For businesses, the stakes around sales tax districts are higher. Collecting the wrong local rate creates liability in two directions. If you undercollect, you face audit assessments from the jurisdiction you shorted. If you overcollect, customers or state consumer protection agencies can pursue refund claims. Businesses that use certified tax rate software or rely on data provided directly by the state through the Streamlined Sales Tax framework generally receive protection from liability for errors in that data. Businesses that wing it with ZIP code lookups get no such protection.
If you discover your property is coded into the wrong taxing jurisdiction, the correction process usually starts with your county assessor or appraisal district.
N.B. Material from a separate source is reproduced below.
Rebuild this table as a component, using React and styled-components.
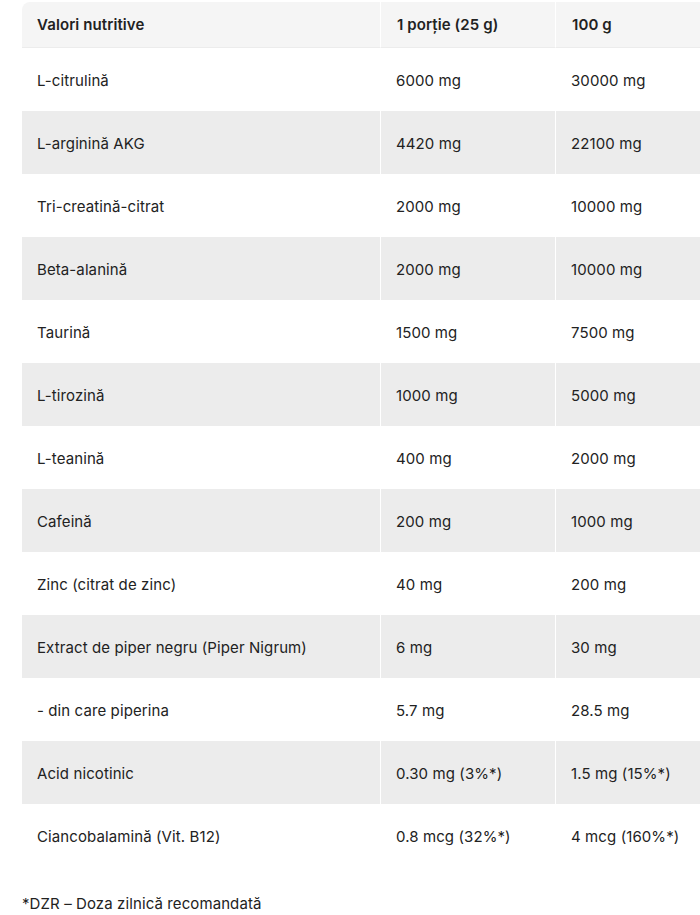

You’ll need to file a written request or motion explaining the error and providing documentation. In many jurisdictions, a property being improperly coded for one or more taxing districts qualifies as a correctable error, and corrections can sometimes reach back several years. Filing deadlines for correction requests vary but are typically within five years of the year the error occurred.
The documentation that strengthens a correction request includes a copy of the property deed with the legal description, the current tax bill showing the incorrect district assignment, and any GIS maps or plat maps that demonstrate the parcel falls outside the boundaries of the district in question. If the assessor agrees, the correction is applied to the assessment roll and your future tax bills reflect the accurate district lineup. If the assessor denies the request, most jurisdictions provide an appeal path through a local review board or a state tax appeals body.
For straightforward coding errors where the property clearly falls outside a district boundary, corrections tend to move quickly. Disputed boundaries where the line runs close to the property can take longer and may require a survey or formal boundary determination. Either way, the sooner you catch the error, the fewer years of incorrect taxes you’ll need to untangle.